I have been with three boys in the past four years of my life.
My first boyfriend and I began dating my senior year of high school. I was 17, he was 20. It was a very dumb mistake. We dated for six months and he broke up with me on my birthday while I was in Pittsburg on vacation.
Not only was he my first boyfriend, he also took my virginity. It was a day I don't remember much of. I had gotten my wisdom teeth out the day before. I was very much under the influence of Codeine. I can remember that I did not want him to take my virginity, and I even remember asking him to stop. But he didn't.
That was three months into our relationship. I had graduated high school the week before.
We broke up over text message as I sat and tried not to cry in our hotel bathroom, so my mom wouldn't know what was going on. I tried to make the best of the rest of my birthday, hanging out with my cousins and family, but mostly I wanted to cry.
I felt violated and angry. He had taken something from me that I wasn't ready to give up. Once I came back home, I wanted to get back at him. I began seeing one of his friends. I really liked this boy, but he did not like me back in the same way.
We still slept together. It was almost relieving to me to sleep with someone that I chose to sleep with. It was a way of redeeming myself over what the first boy had done to me. I could have chosen a better way to go about this, but I was freshly 18 and thought I ruled the world.
I wanted desperately to date this second boy. He called me babe, took me out on fancy dates, but refused to call me his girlfriend. This was like a foreign language to me. I could not understand how he could do this, yet not want to actually date me. But, he was 21 and even more so believed that he was indestructible, and as though my feelings were irrelevant.
The older I get, the more I understand.
Finally, I met The Boy. I was still talking to the second boy, but The Boy was much more interested in me than the second boy. As I was him. I let my affair go and dove head first into a relationship with The Boy.

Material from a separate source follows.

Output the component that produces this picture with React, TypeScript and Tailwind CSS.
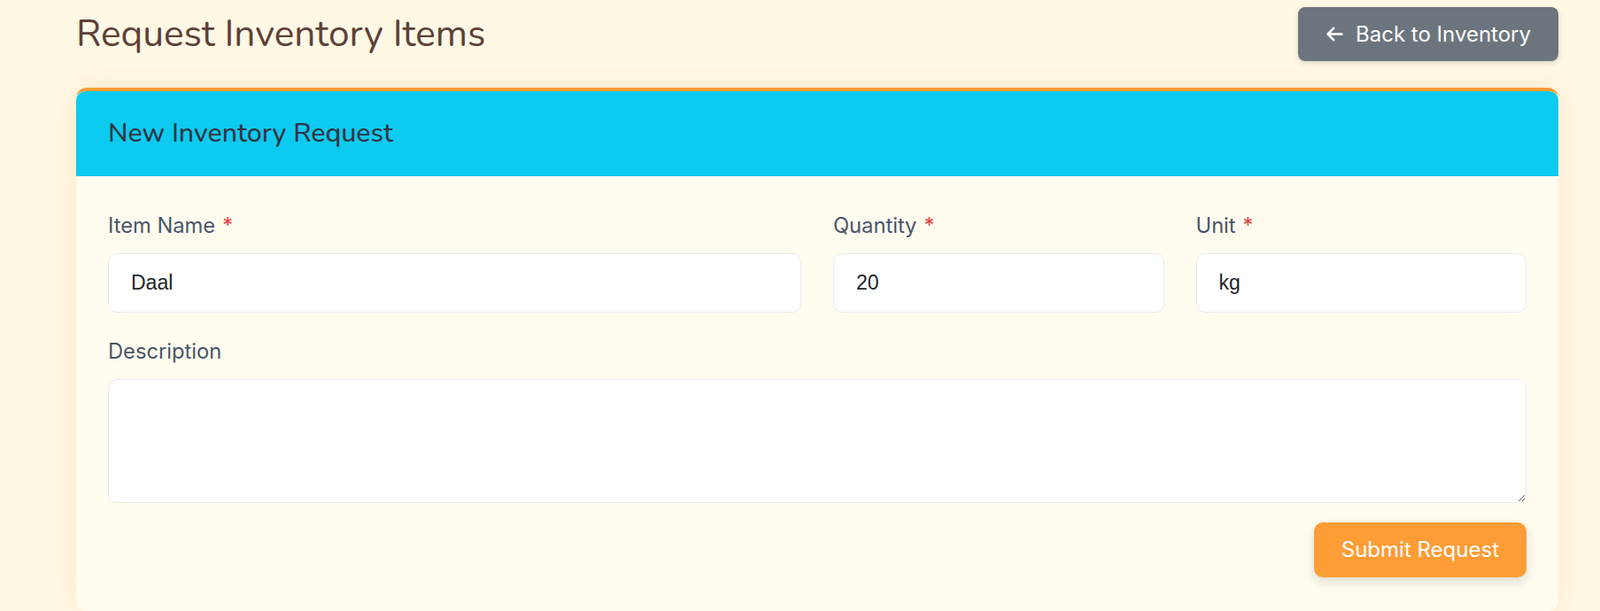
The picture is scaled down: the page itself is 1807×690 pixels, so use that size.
import { FaArrowLeft } from "react-icons/fa6";

export default function App() {
  return (
    <div className="min-h-screen w-full bg-[#fff8e5] font-['Inter',sans-serif]">
      <div className="pl-[86px] pr-[47px] pt-[8px]">
        {/* Page header */}
        <div className="flex h-[61px] items-center justify-between">
          <h1 className="font-['Nunito','Lato',sans-serif] text-[42.4px] font-normal leading-none text-[#5d4037]">
            Request Inventory Items
          </h1>
          <button className="flex h-[61px] items-center gap-[13px] rounded-[8px] bg-[#6c757d] px-[31px] text-[24px] text-white shadow-[0_2px_6px_rgba(0,0,0,0.15)]">
            <FaArrowLeft className="h-[21px] w-[21px]" />
            Back to Inventory
          </button>
        </div>

        {/* Card */}
        <div className="mt-[30px] overflow-hidden rounded-[12px] border-t-4 border-[#fe9c36] bg-[#fffcef] shadow-[0_0_30px_rgba(255,170,70,0.2)]">
          <div className="flex h-[96px] items-center rounded-t-[10px] bg-[#0dcaf0] px-[36px]">
            <h2 className="font-['Nunito','Lato',sans-serif] text-[30.3px] font-medium text-[#2f3645]">
              New Inventory Request
            </h2>
          </div>

          <form className="px-[36px] pt-[40px] pb-[38px]">
            <div className="grid grid-cols-12 gap-x-[36px]">
              <div className="col-span-6">
                <Label text="Item Name" required />
                <Input value="Daal" />
              </div>
              <div className="col-span-3">
                <Label text="Quantity" required />
                <Input value="20" />
              </div>
              <div className="col-span-3">
                <Label text="Unit" required />
                <Input value="kg" />
              </div>
            </div>

            <div className="mt-[28px]">
              <Label text="Description" />
              <textarea
                rows={3}
                className="block h-[140px] w-full rounded-[10px] border border-[#e8eaee] bg-white px-[25px] py-[14px] font-['Liberation_Sans',sans-serif] text-[23px] outline-none"
              />
            </div>

            <div className="mt-[22px] flex justify-end">
              <button
                type="button"
                className="h-[62px] rounded-[10px] bg-[#fe9c36] px-[31px] text-[24px] text-white shadow-[0_5px_12px_rgba(0,0,0,0.13)]"
              >
                Submit Request
              </button>
            </div>
          </form>
        </div>
      </div>
    </div>
  );
}

function Label({ text, required }: { text: string; required?: boolean }) {
  return (
    <label className="mb-[15px] block text-[23.7px] font-normal leading-[32px] text-[#4a5568]">
      {text}
      {required && <span className="ml-[8px] text-[#e53e3e]">*</span>}
    </label>
  );
}

function Input({ value }: { value: string }) {
  return (
    <input
      readOnly
      value={value}
      className="block h-[67px] w-full rounded-[10px] border border-[#e8eaee] bg-white px-[25px] font-['Liberation_Sans',sans-serif] text-[23px] text-[#212529] outline-none"
    />
  );
}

The Boy ruined me. He hurt me more than either of the previous boys ever had. Yet, I stay with him. For reasons even I don't really understand. The pain I have endured has strengthened me. Every day I begin to understand more and more that I cannot have a life with The Boy.

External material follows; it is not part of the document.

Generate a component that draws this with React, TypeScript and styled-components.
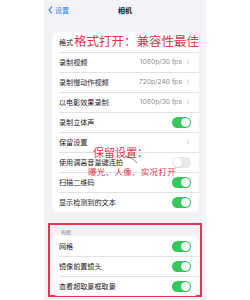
import React from "react";
import styled, { createGlobalStyle } from "styled-components";

const Global = createGlobalStyle`
  html, body { margin: 0; padding: 0; background: #ffffff; }
  body { font-family: "Noto Sans CJK SC", "Noto Sans", sans-serif; }
`;

const Page = styled.div`
  width: 250px;
  height: 300px;
  background: #ffffff;
  overflow: hidden;
`;

const Screen = styled.div`
  position: relative;
  margin-left: 44px;
  width: 162px;
  height: 300px;
  background: #f2f2f7;
  display: flex;
  flex-direction: column;
`;

const NavBar = styled.div`
  height: 20px;
  display: flex;
  align-items: center;
  position: relative;
  padding-left: 4px;
`;

const Back = styled.div`
  display: flex;
  align-items: center;
  gap: 2px;
  color: #2f7cf6;
  font-size: 7px;
`;

const Title = styled.div`
  position: absolute;
  left: 0;
  right: 0;
  text-align: center;
  font-size: 7px;
  font-weight: 600;
  color: #111;
  pointer-events: none;
`;

const Card = styled.div<{ $top?: number }>`
  margin: ${(p) => p.$top ?? 0}px 7px 0 8px;
  background: #ffffff;
  border-radius: 5px;
  overflow: hidden;
`;

const InnerCard = styled(Card)`
  margin: 0;
`;

const Row = styled.div<{ $last?: boolean }>`
  height: 20px;
  display: flex;
  align-items: center;
  padding-left: 7px;
  position: relative;
  &::after {
    content: "";
    display: ${(p) => (p.$last ? "none" : "block")};
    position: absolute;
    left: 7px;
    right: 0;
    bottom: 0;
    height: 0.5px;
    background: #e3e3e6;
  }
`;

const Label = styled.div`
  flex: 1;
  font-size: 7.1px;
  color: #1c1c1e;
  white-space: nowrap;
`;

const Value = styled.div`
  font-size: 6.7px;
  color: #8a8a8e;
  margin-right: 4px;
  font-family: "Inter", "Noto Sans", sans-serif;
`;

const Chevron = styled.svg`
  width: 4px;
  height: 6px;
  margin-right: 9px;
`;

const Track = styled.div<{ $on: boolean }>`
  width: 19px;
  height: 11px;
  border-radius: 6px;
  background: ${(p) => (p.$on ? "#34c759" : "#e9e9eb")};
  margin-right: 8px;
  display: flex;
  align-items: center;
  justify-content: ${(p) => (p.$on ? "flex-end" : "flex-start")};
  padding: 0 1px;
  box-sizing: border-box;
`;

const Knob = styled.div`
  width: 9px;
  height: 9px;
  border-radius: 50%;
  background: #ffffff;
  box-shadow: 0 0.5px 1px rgba(0, 0, 0, 0.15);
`;

const Framed = styled.div`
  margin: 11px 4px 0 4px;
  border: 2px solid #e8344d;
  padding: 0 1px 0 2px;
  height: 74px;
  box-sizing: border-box;
`;

const SectionHeader = styled.div`
  height: 10px;
  padding: 1px 0 0 9px;
  font-size: 5px;
  color: #8a8a8e;
  display: flex;
  align-items: center;
`;

const Annot = styled.div<{ $x: number; $y: number; $size: number; $ls?: number }>`
  position: absolute;
  left: ${(p) => p.$x}px;
  top: ${(p) => p.$y}px;
  font-size: ${(p) => p.$size}px;
  line-height: 1;
  color: #e3324b;
  white-space: nowrap;
  letter-spacing: ${(p) => p.$ls ?? 0}px;
`;

const Scribble = styled.svg`
  position: absolute;
  left: 80px;
  top: 154px;
  width: 20px;
  height: 12px;
`;

type Item = { label: string; value?: string; chevron?: boolean; toggle?: boolean };

const items: Item[] = [
  { label: "格式", chevron: false },
  { label: "录制视频", value: "1080p/30 fps", chevron: true },
  { label: "录制慢动作视频", value: "720p/240 fps", chevron: true },
  { label: "以电影效果录制", value: "1080p/30 fps", chevron: true },
  { label: "录制立体声", toggle: true },
  { label: "保留设置", chevron: true },
  { label: "使用调高音量键连拍", toggle: false },
  { label: "扫描二维码", toggle: true },
  { label: "显示检测到的文本", toggle: true },
];

const composition: Item[] = [
  { label: "网格", toggle: true },
  { label: "镜像前置镜头", toggle: true },
  { label: "查看超取景框取景", toggle: true },
];

function Toggle({ on }: { on: boolean }) {
  return (
    <Track $on={on}>
      <Knob />
    </Track>
  );
}

function SettingRow({ item, last }: { item: Item; last?: boolean }) {
  return (
    <Row $last={last}>
      <Label>{item.label}</Label>
      {item.value && <Value>{item.value}</Value>}
      {item.chevron && (
        <Chevron viewBox="0 0 4 6">
          <path d="M0.8 0.6 L3.2 3 L0.8 5.4" fill="none" stroke="#c4c4c7" strokeWidth="0.8" />
        </Chevron>
      )}
      {item.toggle !== undefined && <Toggle on={item.toggle} />}
    </Row>
  );
}

export default function App() {
  return (
    <Page>
      <Global />
      <Screen>
        <NavBar>
          <Back>
            <svg width="5" height="8" viewBox="0 0 5 8">
              <path d="M4 0.7 L1 4 L4 7.3" fill="none" stroke="#2f7cf6" strokeWidth="1.1" />
            </svg>
            <span>设置</span>
          </Back>
          <Title>相机</Title>
        </NavBar>
        <Card $top={12}>
          {items.map((it, i) => (
            <SettingRow key={it.label} item={it} last={i === items.length - 1} />
          ))}
        </Card>
        <Framed>
          <SectionHeader>构图</SectionHeader>
          <InnerCard>
            {composition.map((it, i) => (
              <SettingRow key={it.label} item={it} last={i === composition.length - 1} />
            ))}
          </InnerCard>
        </Framed>
        <Annot $x={30} $y={35} $size={12.5}>格式打开：兼容性最佳</Annot>
        <Annot $x={49} $y={147} $size={11}>保留设置：</Annot>
        <Annot $x={44} $y={167} $size={8.5} $ls={0.3}>曝光、人像、实况打开</Annot>
        <Scribble viewBox="0 0 20 12">
          <path d="M1 2 C6 3 10 5 13 9" fill="none" stroke="#333" strokeWidth="0.6" />
        </Scribble>
      </Screen>
    </Page>
  );
}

I cannot see us getting married, I cannot see us being happy together. We both know we drive each other crazy, yet we can't part ways. Marrying him would be settling. I don't want to settle.
He would treat me like a queen, and I am very aware of that. But, I would be miserable. We have very different views on life, and we often disagree on major life decisions, such as college.
Learning to be single again is not going to be easy. It is hard to not have someone by your side every minute of every day. Someone who knows how to talk to you, someone who knows your ticks and how to calm you down from a panic attack. These things are what make me stay.
But when does it begin to affect my life? Living with him is holding me back from so many things in life. He makes me lazy, he makes me unhappy. I am unproductive around him. Most of all, his lack of ambition and drive make me crazy.
Yet, I love the comfort. I love being able to say one word to him, and him knowing exactly what I mean. That is hard to cut yourself away from. We cannot be friends. Not yet. I know his feelings for me are thriving, as I am coming up on completing my Bachelor's.
This is where it gets complicated. His lack of ambition and drive, as well as his excitement of my completion of my degree, begin to worry me. I cannot take care of someone. I am not a nurturer. I am not someone who wants to be the breadwinner in a relationship.
As a feminist, I believe that both a man and a woman in a relationship should be able to provide for each other and should both work full-time jobs to support that. Of course, if one day my husband said he was going to make a million dollars a year and wanted me to stop working, I am all for that. And vice versa. But no one should expect to just simply waltz through life because your partner is making all the money.
I'm a little off track. Anyway, being single is going to be a new world to me. It is going to be hard and complicated and I am probably going to spend some nights crying. But it is something that I need to do for my own future and my own well-being. I can't put someone else's happiness over mine. And that's something I need to learn.